‘A wonderful and potentially life-altering way to encounter the wisdom of the Stoics, A Handbook for New Stoics provides readers with structured lessons and exercises to explore Stoic philosophy alongside the lives they, themselves, are living’ – Professor William B. Irvine, author of A Guide to the Good Life
A Handbook for New Stoics
In a world that’s increasingly uncertain, how can we lead a good life?
We live in a modern society characterized by breathtaking scientific discoveries and technological innovations. Yet despite improvements in our material lives, we are an anxious species – faced with impending political, environmental and economic disaster, we can’t help but worry even as we lead lives of relative comfort and ease.
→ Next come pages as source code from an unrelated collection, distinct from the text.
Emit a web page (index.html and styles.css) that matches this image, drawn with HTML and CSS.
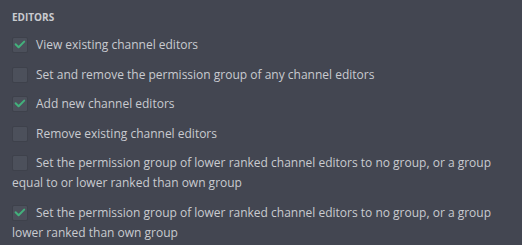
FILE: index.html
```html
<!DOCTYPE html>
<html>
<head>
<meta charset="utf-8">
<link rel="stylesheet" href="styles.css">
</head>
<body>
<section class="group">
  <h3 class="title">Editors</h3>
  <div class="row"><span class="cb checked"><svg viewBox="0 0 14 14"><path d="M2.6 6.3L5.6 9.3L11.2 3.6"/></svg></span>View existing channel editors</div>
  <div class="row"><span class="cb"></span>Set and remove the permission group of any channel editors</div>
  <div class="row"><span class="cb checked"><svg viewBox="0 0 14 14"><path d="M2.6 6.3L5.6 9.3L11.2 3.6"/></svg></span>Add new channel editors</div>
  <div class="row"><span class="cb"></span>Remove existing channel editors</div>
  <div class="row"><span class="cb"></span>Set the permission group of lower ranked channel editors to no group, or a group equal to or lower ranked than own group</div>
  <div class="row"><span class="cb checked"><svg viewBox="0 0 14 14"><path d="M2.6 6.3L5.6 9.3L11.2 3.6"/></svg></span>Set the permission group of lower ranked channel editors to no group, or a group lower ranked than own group</div>
</section>
</body>
</html>
```

FILE: styles.css
```css
html, body {
  margin: 0;
  padding: 0;
  background: #434651;
}
body {
  font-family: "Open Sans", "Noto Sans", sans-serif;
  color: #c9cbd0;
  font-size: 12px;
}
.group {
  padding: 9px 12px 0 12px;
}
.title {
  margin: 0 0 10px 0;
  font-size: 10px;
  font-weight: 700;
  text-transform: uppercase;
  color: #c9cbd0;
  line-height: 16px;
}
.row {
  line-height: 20px;
  margin-bottom: 9.6px;
}
.cb {
  display: inline-block;
  box-sizing: border-box;
  width: 16px;
  height: 16px;
  border: 1px solid #3e414b;
  background: #4c505b;
  border-radius: 2px;
  vertical-align: -4px;
  margin-right: 8px;
}
.cb svg {
  display: block;
  width: 14px;
  height: 14px;
}
.cb svg path {
  fill: none;
  stroke: #43b17c;
  stroke-width: 2;
  stroke-linecap: round;
  stroke-linejoin: round;
}
```
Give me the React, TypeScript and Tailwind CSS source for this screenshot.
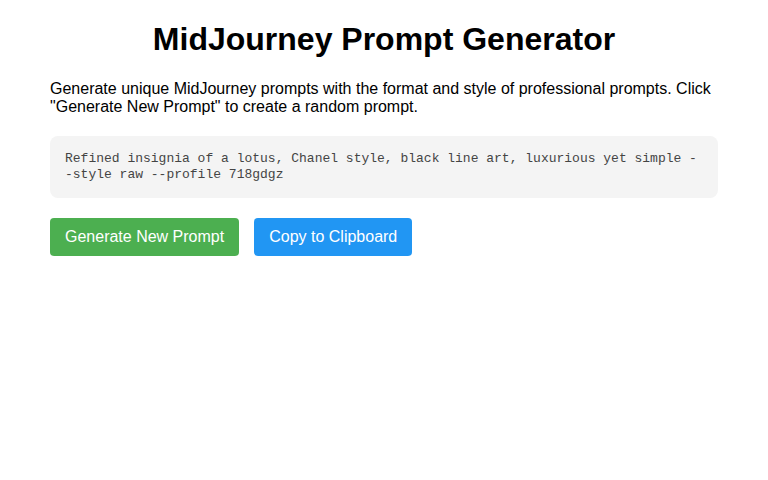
export default function App() {
  return (
    <div className="min-h-[480px] bg-white px-[50px] pt-[21px] text-black" style={{ fontFamily: '"Liberation Sans", Arial, sans-serif' }}>
      <h1 className="text-center text-[32px] font-bold leading-[37px]">MidJourney Prompt Generator</h1>
      <p className="mt-[22px] text-[16px] leading-[18px]">
        Generate unique MidJourney prompts with the format and style of professional prompts. Click "Generate New Prompt" to create a random prompt.
      </p>
      <div
        className="mt-[20px] rounded-[8px] bg-[#f4f4f4] p-[15px] text-[13px] leading-[16px] text-[#444] whitespace-pre-wrap break-words"
        style={{ fontFamily: '"Liberation Mono", "Courier New", monospace' }}
      >
        Refined insignia of a lotus, Chanel style, black line art, luxurious yet simple --style raw --profile 718gdgz
      </div>
      <div className="mt-[20px] flex gap-[15px]">
        <button className="h-[38px] rounded-[4px] bg-[#4caf50] px-[15px] text-[16px] text-white">Generate New Prompt</button>
        <button className="h-[38px] rounded-[4px] bg-[#2196f3] px-[15px] text-[16px] text-white">Copy to Clipboard</button>
      </div>
    </div>
  );
}
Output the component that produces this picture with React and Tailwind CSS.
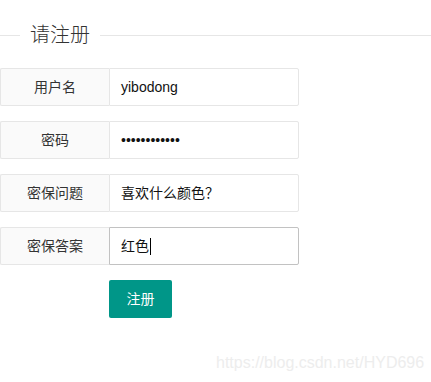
import React from 'react';

const fields = [
  { label: '用户名', value: 'yibodong' },
  { label: '密码', value: '••••••••••••' },
  { label: '密保问题', value: '喜欢什么颜色？' },
  { label: '密保答案', value: '红色', focused: true },
];

const FormRow = ({ label, value, focused }) => (
  <div className="flex h-[38px]">
    <div className="flex w-[109px] items-center justify-center rounded-l-[2px] border border-r-0 border-[#e6e6e6] bg-[#fafafa] text-[14px] text-[#333]">
      {label}
    </div>
    <div
      className={`flex w-[190px] items-center rounded-r-[2px] border pl-[11px] text-[14px] text-[#111] ${
        focused ? 'border-[#c2c2c2]' : 'border-[#e6e6e6]'
      }`}
    >
      {value}
      {focused && <span className="ml-px inline-block h-[17px] w-px bg-black" />}
    </div>
  </div>
);

const App = () => {
  return (
    <div
      className="relative h-[382px] w-[431px] overflow-hidden bg-white pt-[21px]"
      style={{ fontFamily: '"Liberation Sans", Arial, "Noto Sans CJK SC", sans-serif' }}
    >
      {/* fieldset title */}
      <div className="flex h-[28px] items-center">
        <div className="h-px w-[20px] bg-[#e6e6e6]" />
        <span className="px-[10px] text-[20px] font-light leading-[28px] text-[#333]">请注册</span>
        <div className="h-px flex-1 bg-[#e6e6e6]" />
      </div>

      {/* form */}
      <div className="mt-[19px] flex flex-col gap-[15px]">
        {fields.map((f) => (
          <FormRow key={f.label} {...f} />
        ))}
        <div className="pl-[109px]">
          <button className="h-[38px] w-[63px] rounded-[2px] bg-[#009688] text-[14px] text-white">
            注册
          </button>
        </div>
      </div>

      {/* watermark */}
      <div className="absolute left-[216px] top-[352px] text-[16px] leading-[22px] text-[#ededed]">
        https://blog.csdn.net/HYD696
      </div>
    </div>
  );
};

export default App;
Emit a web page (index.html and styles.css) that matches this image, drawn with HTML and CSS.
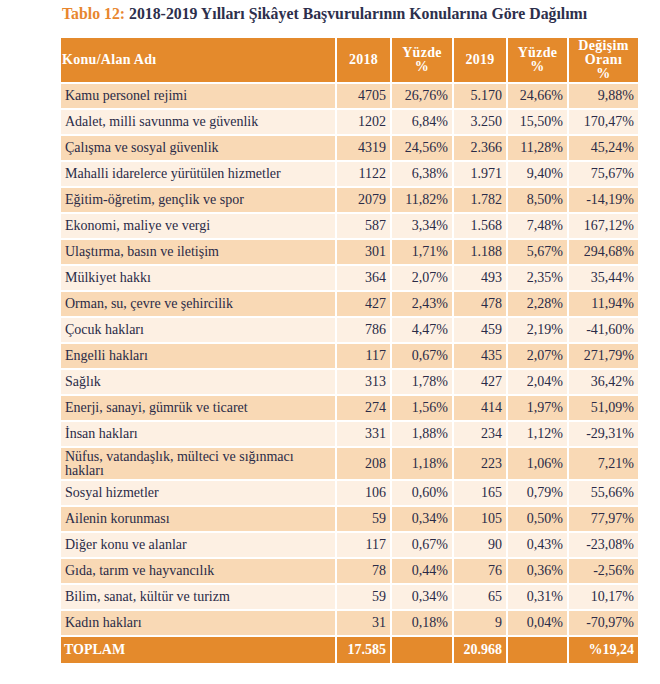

In this accessible guide, philosophers and Stoic practitioners Massimo Pigliucci and Gregory Lopez locate an answer in the ancient philosophy of Stoicism. Stoicism is a pragmatic philosophy that teaches us to focus our attention on what is possible and give us perspective on what is unimportant. Many of our modern woes can be traced to our lack of ability to understand what we can truly control. In A Handbook for New Stoics the authors offer an introduction to the philosophical underpinnings of Stoicism through a yearlong programme of 52 weekly exercises that train us to master this idea of the dichotomy of control, as well as the disciplines of desire, action and assent.
The exercises teach us how to grapple with such topics as:
Control – Stoicism helps us discern things that are and are not under our control, internalize the idea of internal goals versus external objectives and apply this principle in our everyday lives;
Fear of disaster – by mentally rehearsing the possibility that whatever we put our minds to in a given day may go wrong, we can learn to cultivate resilience and gratitude;
Death – we should not focus on the end and when it may come, but rather on whatever span we are allotted and how to make the best use of it;
Self-improvement – Stoicism is a philosophy of self-improvement, in the best sense. If you want to make the world a better place, stop criticizing others and set the example.
According to Stoicism, our judgments about what’s worthwhile in life are ultimately the only thing under our control. This, in turn, shapes our character and can make us better people. A Handbook for New Stoics is an essential guide for practicing Stoicism, with the goal not only of improving oneself but also of creating a more just world.